Return only the number of lines holding the word "that".
--- START OF Dataset records ---
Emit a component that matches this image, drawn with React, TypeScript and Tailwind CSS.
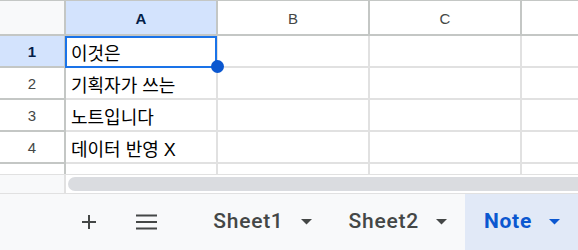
import React from "react";

const cols = ["A", "B", "C", ""];
const rows = [
  { n: 1, text: "이것은" },
  { n: 2, text: "기획자가 쓰는" },
  { n: 3, text: "노트입니다" },
  { n: 4, text: "데이터 반영 X" },
  { n: 5, text: "" },
];

const Caret = ({ color }: { color: string }) => (
  <svg width="11" height="6" viewBox="0 0 11 6">
    <path d="M0 0h11L5.5 5.5z" fill={color} />
  </svg>
);

const SheetTab = ({ name, active }: { name: string; active?: boolean }) => (
  <div
    className={
      "h-full flex items-center gap-[17px] pl-[19px] pr-[18px] " +
      (active ? "bg-[#e1e9f7]" : "")
    }
  >
    <span
      className={
        "text-[21px] tracking-[0.75px] " +
        (active ? "font-bold text-[#0b57d0]" : "font-medium text-[#444746]")
      }
      style={{ fontFamily: "Roboto, 'Liberation Sans', sans-serif" }}
    >
      {name}
    </span>
    <Caret color={active ? "#0b57d0" : "#444746"} />
  </div>
);

export default function App() {
  return (
    <div
      className="w-[578px] h-[250px] overflow-hidden flex flex-col bg-white"
      style={{ fontFamily: "'Liberation Sans', 'Noto Sans CJK KR', sans-serif" }}
    >
      {/* grid */}
      <div className="h-[174px] overflow-hidden border-t border-[#c4c7c5]">
        {/* column headers */}
        <div className="flex h-[35px] border-b-2 border-[#c4c7c5]">
          <div className="w-[66px] shrink-0 bg-[#f8f9fa] border-r-2 border-[#c4c7c5]" />
          {cols.map((c, i) => (
            <div
              key={i}
              className={
                "w-[152px] shrink-0 flex items-center justify-center pt-[3px] border-r-2 border-[#c4c7c5] text-[15px] " +
                (c === "A" ? "bg-[#d3e3fd] font-bold text-[#041e49]" : "text-[#444746]")
              }
            >
              {c}
            </div>
          ))}
        </div>
        {rows.map((r) => (
          <div key={r.n} className="flex h-[32px]">
            <div
              className={
                "w-[66px] shrink-0 flex items-center justify-center pt-[3px] border-r-2 border-b-2 border-[#c4c7c5] text-[15px] " +
                (r.n === 1 ? "bg-[#d3e3fd] font-bold text-[#041e49]" : "text-[#444746]")
              }
            >
              {r.n}
            </div>
            {cols.map((c, i) => (
              <div
                key={i}
                className={
                  "w-[152px] shrink-0 border-r-2 border-b-2 border-[#e1e1e1] " +
                  (c === "A" && r.n === 1 ? "relative z-10" : "")
                }
              >
                {c === "A" && (
                  <div className="h-full flex items-center pl-[5px] pt-[7px] text-[18px] text-black whitespace-nowrap">
                    {r.text}
                  </div>
                )}
                {c === "A" && r.n === 1 && (
                  <>
                    <div className="absolute left-[-1px] top-0 w-[152px] h-[32px] border-2 border-[#1a73e8]" />
                    <div className="absolute right-[-8px] bottom-[-7px] w-[13px] h-[13px] rounded-full bg-[#0b57d0]" />
                  </>
                )}
              </div>
            ))}
          </div>
        ))}
      </div>

      {/* horizontal scrollbar */}
      <div className="h-[19px] flex border-t border-[#e1e1e1]">
        <div className="w-[66px] shrink-0 bg-[#f8f9fa] border-r-2 border-[#e1e1e1]" />
        <div className="flex-1 pl-[2px] pt-[2px]">
          <div className="h-[14px] w-[600px] rounded-full bg-[#dadce0]" />
        </div>
      </div>

      {/* sheet tabs */}
      <div className="h-[57px] flex items-center bg-[#f8f9fa] border-t border-[#e1e1e1]">
        <div className="w-[40px] ml-[69px] flex items-center justify-center">
          <svg width="16" height="16" viewBox="0 0 16 16">
            <path d="M8 1v14M1 8h14" stroke="#444746" strokeWidth="2" />
          </svg>
        </div>
        <div className="w-[40px] ml-[19px] flex items-center justify-center">
          <svg width="21" height="16" viewBox="0 0 21 16">
            <path d="M0 1.5h21M0 8h21M0 14.5h21" stroke="#444746" strokeWidth="2" />
          </svg>
        </div>
        <div className="ml-[28px] h-full flex">
          <SheetTab name="Sheet1" />
          <SheetTab name="Sheet2" />
          <SheetTab name="Note" active />
        </div>
      </div>
    </div>
  );
}
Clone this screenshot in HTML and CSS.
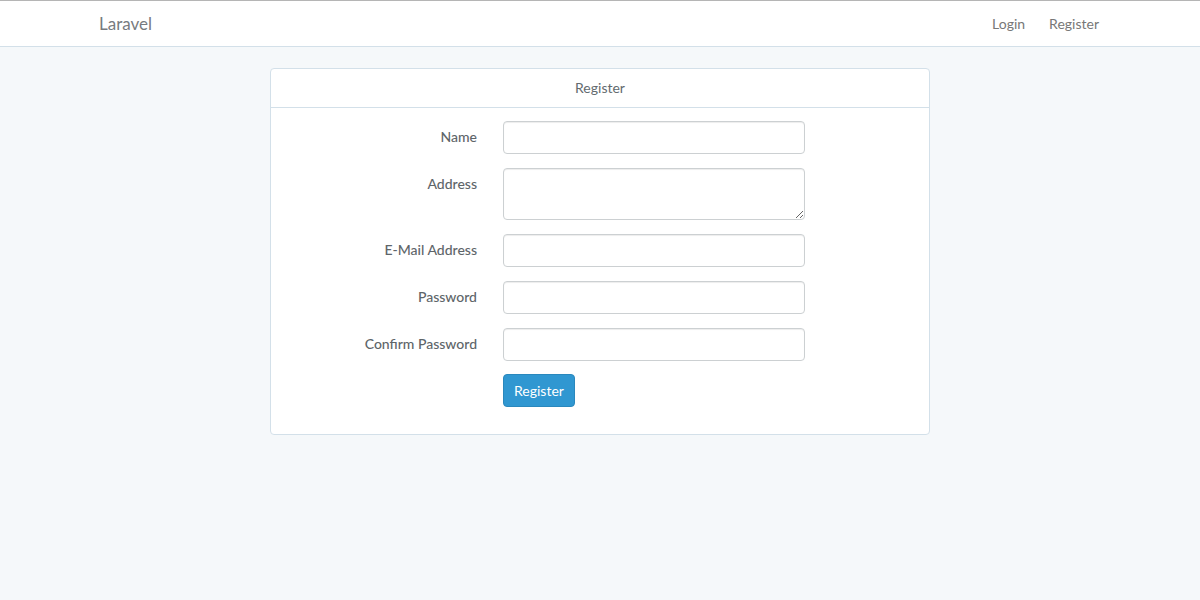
FILE: index.html
```html
<!DOCTYPE html>
<html lang="en">
  <head>
    <meta charset="UTF-8" />
    <meta name="viewport" content="width=device-width, initial-scale=1.0" />
    <title>Laravel</title>
    <link rel="stylesheet" href="styles.css">
  </head>
  <body>
    <nav class="navbar">
      <div class="navbar-inner">
        <a class="brand" href="#">Laravel</a>
        <ul class="nav-links">
          <li><a href="#">Login</a></li>
          <li><a href="#">Register</a></li>
        </ul>
      </div>
    </nav>

    <div class="panel">
      <div class="panel-heading">Register</div>
      <form class="panel-body">
        <div class="form-group">
          <label for="name">Name</label>
          <input id="name" type="text" class="form-control" />
        </div>
        <div class="form-group">
          <label for="address">Address</label>
          <textarea id="address" class="form-control textarea"></textarea>
        </div>
        <div class="form-group">
          <label for="email">E-Mail Address</label>
          <input id="email" type="email" class="form-control" />
        </div>
        <div class="form-group">
          <label for="password">Password</label>
          <input id="password" type="password" class="form-control" />
        </div>
        <div class="form-group">
          <label for="password-confirm">Confirm Password</label>
          <input id="password-confirm" type="password" class="form-control" />
        </div>
        <div class="form-group form-actions">
          <span class="label-spacer"></span>
          <button type="button" class="btn-primary">Register</button>
        </div>
      </form>
    </div>
  </body>
</html>
```

FILE: styles.css
```css
body {
  margin: 0;
  padding: 0;
  font-family: "Lato", "Open Sans", sans-serif;
  font-size: 14px;
  color: #636b6f;
  background: #f5f8fa;
}

.navbar {
  background: #fff;
  border-top: 1px solid #b5b5b5;
  border-bottom: 1px solid #d3e0e9;
  height: 45px;
}

.navbar-inner {
  width: 1002px;
  margin: 0 auto;
  height: 100%;
  display: flex;
  align-items: center;
  justify-content: space-between;
}

.brand {
  color: #777b80;
  font-size: 17px;
  text-decoration: none;
}

.nav-links {
  list-style: none;
  margin: 0 2px 0 0;
  padding: 0;
  display: flex;
  gap: 24px;
}

.nav-links a {
  color: #777;
  text-decoration: none;
  font-size: 14px;
}

.panel {
  width: 658px;
  margin: 21px auto 0;
  background: #fff;
  border: 1px solid #d3e0e9;
  border-radius: 4px;
}

.panel-heading {
  height: 38px;
  line-height: 37px;
  text-align: center;
  border-bottom: 1px solid #d3e0e9;
  color: #636b6f;
}

.panel-body {
  padding: 13px 15px 27px;
  display: flex;
  flex-direction: column;
  gap: 14px;
}

.form-group {
  display: flex;
  align-items: flex-start;
  gap: 26px;
}

.form-actions {
  margin-top: -1px;
}

.form-group label,
.label-spacer {
  width: 191px;
  flex: none;
  text-align: right;
  padding-top: 6px;
  line-height: 20px;
  font-weight: 500;
  color: #5e6569;
}

.label-spacer {
  padding-top: 0;
}

.form-control {
  width: 302px;
  height: 33px;
  box-sizing: border-box;
  margin: 0;
  padding: 6px 12px;
  border: 1px solid #ccd0d2;
  border-radius: 4px;
  box-shadow: inset 0 1px 1px rgba(0, 0, 0, 0.075);
  font-family: inherit;
  font-size: 14px;
  background: #fff;
}

.textarea {
  height: 52px;
  resize: vertical;
}

.btn-primary {
  height: 33px;
  padding: 0 10px;
  border: 1px solid #2a88bd;
  border-radius: 4px;
  background: #3097d1;
  color: #fff;
  font-family: inherit;
  font-size: 14px;
  cursor: pointer;
}
```
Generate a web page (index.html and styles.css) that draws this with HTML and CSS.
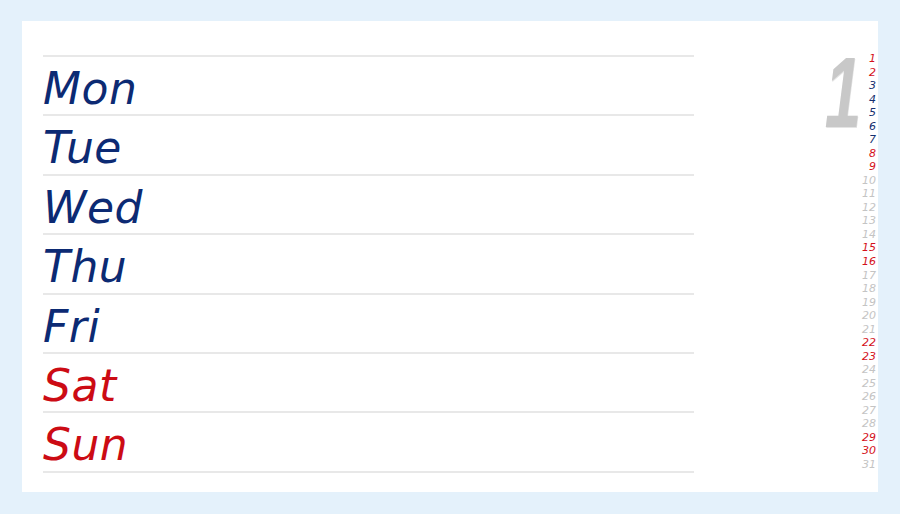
--- END OF Dataset records ---
*Written solution*. 2